Recent science has reduced the occurrence of these astounding aberrations in almost all technological societies. Historically these repeated manifestations worldwide and cross culturally have given us a lexicon of self loathing. Mothers dying at childbirth, punishments from God, inauspicious omens and journeys through the dark to a tent where we can see what we have never seen the likes of before. How does one look into this mirror? Is pictorial beauty relevant?

The honesty an artist uses to validate a chosen contextual image and how he brings his audience into that proposed realm of experience is pivotal in our acceptance of symbols in the late twentieth century. What are we looking at? Why are we looking at it?
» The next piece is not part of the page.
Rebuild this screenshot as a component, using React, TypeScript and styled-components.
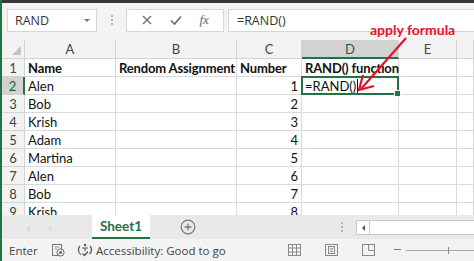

How do we reinterpret and utilise that which we have already seen or know already exists? Resentment and manipulation; are some things best left unseen? Grimes stares into a collection of hidden art works a hundred years after the fact, another turn of a century, post Barnum and Bailey, post Damien Hirst and still no one can look.

These beings have outlived their makers. Their re-emergence into the present era is fraught with many metaphors; some scientific, some ethical. They bring with them universally archaic paradigms. Bottles with labels, each with a Latin surname, conditions of the spirit, cellular articulations, fleshy ghosts; these images are specimen smart and time wise.

Emotional response is at the heart of artistic creation and observation. In the glow of an arsenal of conceptual footlights, what we feel if the visual pun works, makes for a good show. Animals hang suspended or are enshrined in department store display cases, post modernistic taxidermists make statements on the object-specific perfection of nature, prepubescent Siamese mannequins with genital mouths, scatological performance, portraits of homicidal paederasts; all of these abstractions still buffer us from the real. A mutant baby in a bottle alarm. Grimes' photographs confront us with a directness rare in contemporary image making.

His use of colour gives these phantoms a tender life within their glass containers. An amazing photographic eye elevates each image out of the realm of simple scientific documentation into a sometimes macabre but lyric gesturing. Laboratory equals gallery. These works are powerful, often without apology; an observation of natures other side.

Still Life was first exhibited as part of Fotofeis 97 at the Maclaurin Gallery, Ayr, Scotland. Public reaction was immediate and resulted in radio and television coverage. Shut down because of the controversy surrounding the images, it reopened following the intervention of curator Mike Bailey and the Scottish Arts Council.

Grimes has spent the last few years working and exhibiting in New York City. Science and medicine figure prominently in his photographs. Coloured grids like advertisements for enigmatic Petri dishes , dolls' heads washed up on eastern Irish shores from Britain, cotton swabs with the blood of dying friends, pharmaceuticals and medical candy, natural history simulacrum and now Still Life each distinct, stylistically separate and in continuum.